Karenanya, jika terjadi masalah keamanan harus diatasi terlebih dahulu oleh aparatur sipil, termasuk Polri, dengan cara-cara sipil (berkeadaban). Namun, jika dipastikan bakal gagal atau dapat menimbulkan korban, meski satu orang sekalipun, maka saat itu pula penanganan keamanan beralih menjadi porsi TNI.
Untuk itu, Polri dipisah dari TNI dan diposisikan sebagai bagian dari Law and Justice System. Selama masa transisi, Polri sempat berada di bawah Dephankam.
Sayangnya, proses reformasi Polri pasca pisah dengan TNI justru berbalik arah. Secara tersamar, kini Polri menggantikan peran TNI (khususnya AD) pada era Orde Baru. Ibarat dalam pertandingan sepak bola, Polri yang seharusnya menjadi wasit kini juga merangkap sebagai pemain.

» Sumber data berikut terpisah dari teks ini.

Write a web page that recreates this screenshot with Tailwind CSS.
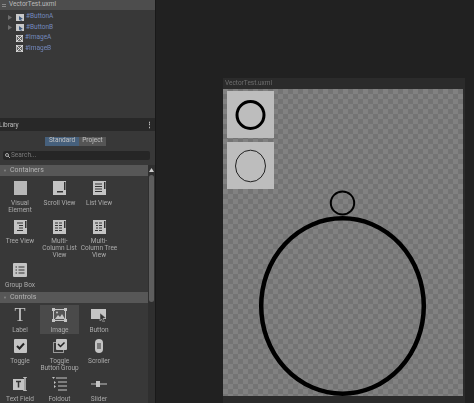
<!DOCTYPE html>
<html lang="en">
<head>
<meta charset="UTF-8">
<title>VectorTest.uxml</title>
<script src="https://cdn.jsdelivr.net/npm/@tailwindcss/browser@4"></script>
</head>
<body class="h-[403px] w-[474px] overflow-hidden bg-[#212121] font-['Roboto',sans-serif] text-[6.5px] text-[#ababab]">
<div class="flex h-[403px] blur-[0.35px]">

<!-- left column -->
<div class="flex h-full w-[155px] flex-col bg-[#383838]">
  <div class="flex h-[10px] items-center bg-[#4d4d4d] text-[#bcbcbc]"><span class="ml-[2px] mr-[3px] h-[3px] w-[4px] border-y border-[#888]"></span>VectorTest.uxml</div>
  <div class="h-[108px] pt-[2px] text-[#7388bd]">
    <div class="flex h-[10.5px] items-center pl-[8px]"><svg class="mr-[4px]" width="4" height="5"><path d="M0 0l4 2.500-4 2.500z" fill="#6e6e6e"/></svg><svg class="mr-[2px]" width="8" height="7"><rect width="8" height="7" fill="#c8c8c8"/><path d="M3 2l4 3-2 .3 .8 1.700-1 0-.8-1.500-1 1z" fill="#3d5a80"/></svg>#ButtonA</div>
    <div class="flex h-[10.5px] items-center pl-[8px]"><svg class="mr-[4px]" width="4" height="5"><path d="M0 0l4 2.500-4 2.500z" fill="#6e6e6e"/></svg><svg class="mr-[2px]" width="8" height="7"><rect width="8" height="7" fill="#c8c8c8"/><path d="M3 2l4 3-2 .3 .8 1.700-1 0-.8-1.500-1 1z" fill="#3d5a80"/></svg>#ButtonB</div>
    <div class="flex h-[10.5px] items-center pl-[16px]"><svg class="mr-[2px]" width="7" height="7"><rect x=".5" y=".5" width="6" height="6" fill="#666" stroke="#bbb"/><path d="M0 0l7 7M7 0l-7 7" stroke="#ddd"/></svg>#ImageA</div>
    <div class="flex h-[10.5px] items-center pl-[16px]"><svg class="mr-[2px]" width="7" height="7"><rect x=".5" y=".5" width="6" height="6" fill="#666" stroke="#bbb"/><path d="M0 0l7 7M7 0l-7 7" stroke="#ddd"/></svg>#ImageB</div>
  </div>
  <div class="flex h-[13px] items-center justify-between bg-[#282828] pt-[2px] pr-[2px] text-[#bcbcbc]"><span class="-ml-[1px]">Library</span><span class="font-bold">⋮</span></div>

  <div class="flex h-[20px] items-center pl-[45px]">
    <span class="flex h-[9px] w-[34px] items-center justify-center bg-[#46607c] text-[#c0c0c0]">Standard</span>
    <span class="flex h-[9px] w-[27px] items-center justify-center bg-[#555] text-[#c0c0c0]">Project</span>
  </div>
  <div class="ml-[3px] flex h-[9px] w-[147px] items-center rounded-[2px] bg-[#262626] pl-[2px] text-[#7c7c7c]">
    <svg class="mr-[1px]" width="5" height="5"><circle cx="2" cy="2" r="1.500" fill="none" stroke="#aaa"/><path d="M3 3l2 2" stroke="#aaa"/></svg>Search...
  </div>

  <div class="relative mt-[5px] flex-1 overflow-hidden">
    <div class="w-[148px]">
      <div class="flex h-[11px] items-center bg-[#575757] pl-[3px] text-[7px] font-normal text-[#b4b4b4]"><span class="mr-[3px] text-[4px] text-[#888]">▼</span>Containers</div>
      <div class="grid grid-cols-[40px_39px_40px] pt-[3px] text-center leading-[7px]">
        <div class="flex h-[39px] flex-col items-center pt-[2px]"><div class="mb-[4.5px] h-[14px] w-[13px] bg-[#b8b8b8]"></div>Visual<br>Element</div>
        <div class="flex h-[39px] flex-col items-center pt-[2px]"><svg class="mb-[4.5px]" width="13" height="14"><rect width="13" height="14" fill="#c4c4c4"/><rect x="4" y="10" width="6" height="1.500" fill="#333"/><rect x="11" y="1" width="1.500" height="8" fill="#333"/></svg>Scroll View</div>
        <div class="flex h-[39px] flex-col items-center pt-[2px]"><svg class="mb-[4.5px]" width="13" height="14"><rect width="13" height="14" fill="#c4c4c4"/><path d="M2 3h7M2 5.500h7M2 8h7M2 10.500h7" stroke="#333"/><rect x="11" y="1" width="1.500" height="7" fill="#333"/></svg>List View</div>
        <div class="flex h-[43px] flex-col items-center pt-[2px]"><svg class="mb-[3.5px]" width="13" height="14"><rect width="13" height="14" fill="#c4c4c4"/><path d="M3 3h6M5 5.500h4M5 8h4M3 10.500h6" stroke="#333"/><rect x="11" y="1" width="1.500" height="7" fill="#333"/></svg>Tree View</div>
        <div class="flex h-[43px] flex-col items-center pt-[2px]"><svg class="mb-[3.5px]" width="13" height="14"><rect width="13" height="14" fill="#c4c4c4"/><path d="M2 3h3M6 3h3M2 5.500h3M6 5.500h3M2 8h3M6 8h3M2 10.500h3M6 10.500h3" stroke="#333"/><rect x="11" y="1" width="1.500" height="7" fill="#333"/></svg>Multi-<br>Column List<br>View</div>
        <div class="flex h-[43px] flex-col items-center pt-[2px]"><svg class="mb-[3.5px]" width="13" height="14"><rect width="13" height="14" fill="#c4c4c4"/><path d="M2 3h3M6 3h3M3 5.500h2M6 5.500h3M3 8h2M6 8h3M2 10.500h3M6 10.500h3" stroke="#333"/><rect x="11" y="1" width="1.500" height="7" fill="#333"/></svg>Multi-<br>Column Tree<br>View</div>
        <div class="flex h-[31px] flex-col items-center pt-[2px]"><svg class="mb-[4.5px]" width="14" height="14"><rect width="14" height="14" rx="1" fill="#c4c4c4"/><path d="M5.500 4h6M5.500 7h6M5.500 10h6M2.500 4h1.500M2.500 7h1.500M2.500 10h1.500" stroke="#333"/></svg>Group Box</div>
      </div>
      <div class="flex h-[11px] items-center bg-[#575757] pl-[3px] text-[7px] font-normal text-[#b4b4b4]"><span class="mr-[3px] text-[4px] text-[#888]">▼</span>Controls</div>
      <div class="grid grid-cols-[40px_39px_40px] pt-[2px] text-center leading-[7px]">
        <div class="flex h-[29px] flex-col items-center pt-[3px]"><span class="mb-[4.5px] h-[14px] font-['Liberation_Serif',serif] text-[18px] leading-[14px] text-[#c4c4c4]">T</span>Label</div>
        <div class="flex h-[29px] flex-col items-center bg-[#4a4a4a] pt-[3px]"><svg class="mb-[4.5px]" width="15" height="14"><rect x="1.500" y="1.500" width="12" height="11" fill="#555" stroke="#c4c4c4"/><path d="M3 11l3-4 2 2 2-3 3 5z" fill="#c4c4c4"/><circle cx="5" cy="4.500" r="1" fill="#c4c4c4"/><path d="M0 0h3v3h-3zM12 0h3v3h-3zM0 11h3v3h-3zM12 11h3v3h-3z" fill="#c4c4c4"/></svg>Image</div>
        <div class="flex h-[29px] flex-col items-center pt-[3px]"><svg class="mb-[4.5px]" width="16" height="14"><rect y="1" width="15" height="10" fill="#c4c4c4"/><path d="M9 5l6 5-3 .5 1.500 3-1.500 .5-1.500-3-1.500 2z" fill="#333" stroke="#c4c4c4" stroke-width=".5"/></svg>Button</div>
        <div class="mt-[2px] flex h-[38px] flex-col items-center pt-[3px]"><svg class="mb-[4.5px]" width="13" height="14"><rect width="13" height="14" rx="1" fill="#c4c4c4"/><path d="M3 7l2.500 2.500 4.500-5" stroke="#222" stroke-width="2" fill="none"/></svg>Toggle</div>
        <div class="mt-[2px] flex h-[38px] flex-col items-center pt-[3px]"><svg class="mb-[4.5px]" width="14" height="14"><rect x=".5" y="3.500" width="10" height="10" fill="none" stroke="#999"/><rect x="3" width="11" height="11" rx="1" fill="#c4c4c4"/><path d="M5 5l2.500 2.500 4-4" stroke="#222" stroke-width="1.500" fill="none"/></svg>Toggle<br>Button Group</div>
        <div class="mt-[2px] flex h-[38px] flex-col items-center pt-[3px]"><svg class="mb-[4.5px]" width="10" height="14"><rect x="1" width="8" height="14" rx="4" fill="#c4c4c4"/><path d="M3 5h4M3 7h4M3 9h4" stroke="#333"/></svg>Scroller</div>
        <div class="flex h-[30px] flex-col items-center pt-[3px]"><svg class="mb-[4.5px]" width="15" height="14"><rect y="2" width="11" height="11" fill="#c4c4c4"/><path d="M3 4.500h5M5.500 4.500v6" stroke="#333" stroke-width="1.500"/><path d="M10 0h4M12 0v14M10 14h4" stroke="#c4c4c4" stroke-width="1.500"/></svg>Text Field</div>
        <div class="flex h-[30px] flex-col items-center pt-[3px]"><svg class="mb-[4.5px]" width="15" height="14"><path d="M4 1h11M6 5h9M6 9h9M6 13h9" stroke="#c4c4c4"/><path d="M0 0h3l-1.500 2zM2 4l2 1.500-2 1.500zM2 8l2 1.500-2 1.500z" fill="#c4c4c4"/></svg>Foldout</div>
        <div class="flex h-[30px] flex-col items-center pt-[3px]"><svg class="mb-[4.5px]" width="16" height="14"><path d="M0 7h16" stroke="#c4c4c4"/><rect x="5" y="4" width="4" height="6" fill="#c4c4c4"/></svg>Slider</div>
      </div>
    </div>
    <div class="absolute top-0 right-0 h-full w-[7px] bg-[#2f2f2f]">
      <svg class="mx-auto mt-[3px]" width="5" height="4"><path d="M2.500 0l2.500 4h-5z" fill="#ccc"/></svg>
      <div class="mx-auto mt-[3px] h-[127px] w-[5px] rounded-[3px] bg-[#5e5e5e]"></div>
    </div>
  </div>
</div>

<!-- viewport -->
<div class="flex-1 border-l border-[#191919] pt-[78px] pl-[67px]">
  <div class="w-[242px] bg-[#2b2b2b] pb-[7px]">
    <div class="flex h-[11px] items-center pl-[2px] text-[#6f6f6f]">VectorTest.uxml</div>
    <div class="relative h-[307px] w-[240px] bg-[repeating-conic-gradient(#747474_0_25%,#818181_0_50%)] bg-[length:10px_10px] pt-[2px] pl-[4px]">
      <div class="flex h-[47px] w-[47px] items-center justify-center bg-[#bdbdbd]">
        <svg width="32" height="32"><circle cx="15.500" cy="16" r="13.500" fill="none" stroke="#000" stroke-width="3"/></svg>
      </div>
      <div class="mt-[4px] flex h-[47px] w-[47px] items-center justify-center bg-[#bdbdbd]">
        <svg width="34" height="34"><ellipse cx="16.500" cy="17" rx="15" ry="15.800" fill="none" stroke="#222" stroke-width="1"/></svg>
      </div>
      <svg class="absolute top-[100px] left-[32px]" width="176" height="207">
        <ellipse cx="87.500" cy="14" rx="11.700" ry="11.500" fill="none" stroke="#000" stroke-width="2"/>
        <ellipse cx="87.500" cy="117" rx="81.300" ry="87.700" fill="none" stroke="#000" stroke-width="4.500"/>
      </svg>
    </div>
  </div>
</div>
</div>
</body>
</html>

Padahal, yang dibutuhkan setiap anggota Polri adalah take home pay yang mencukupi serta jaminan sosial hari tua yang memadai, bukan meluasnya cakupan peran, fungsi dan jabatan yang merambah ke mana-mana di luar bidang penegakan hukum. Kondisi ini bahkan merusak sistem pembinaan PNS pada umumnya.